Common Mistakes to Avoid
Repeated pitfalls include treating repair allowances as selling expenses when they merely offset the sales price, forgetting to add legal fees tied to zoning changes into the basis, and failing to update depreciation schedules after casualty losses. Another frequent error occurs when investors believe skipped or reduced depreciation deductions lower recapture. The IRS rules are explicit: depreciation “allowed or allowable” is recaptured, even if it was never claimed. Therefore, the best practice is to claim every deduction on time. If a deduction was missed, file Form 3115 to catch up through an accounting method change before the sale occurs.

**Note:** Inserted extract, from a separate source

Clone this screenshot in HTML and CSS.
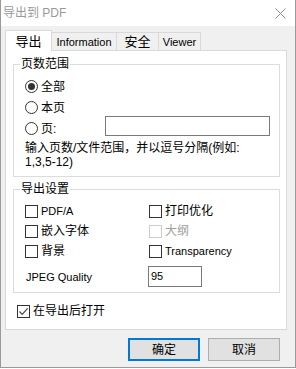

Forecasting Future Rules and Market Context
Legislation continues to evolve. Bonus depreciation began phasing down after 2022, which affects how quickly new improvements deliver deductions. Meanwhile, some policymakers have proposed lengthening recovery lives for certain asset classes to align with updated engineering studies. Investors who monitor these trends can time projects to optimize after-tax internal rates of return. The broader market context also matters: when cap rates expand, sale prices may flatten, making depreciation recapture a larger slice of total gain. Conversely, in rapidly appreciating markets such as those tracked by the FHFA House Price Index, appreciation tends to dwarf recapture.
In sum, calculating depreciation expense when income property is sold requires an orchestrated review of every capital dollar ever invested in the building. By understanding the formulas, keeping immaculate documentation, and evaluating strategic levers such as timing, repairs, and exchanges, investors can approach the closing table with confidence. The calculator above provides a fast, visual snapshot of how depreciation feeds into gain calculations, while the accompanying guidance equips you to interpret the results in light of federal publications, market statistics, and advanced planning tools.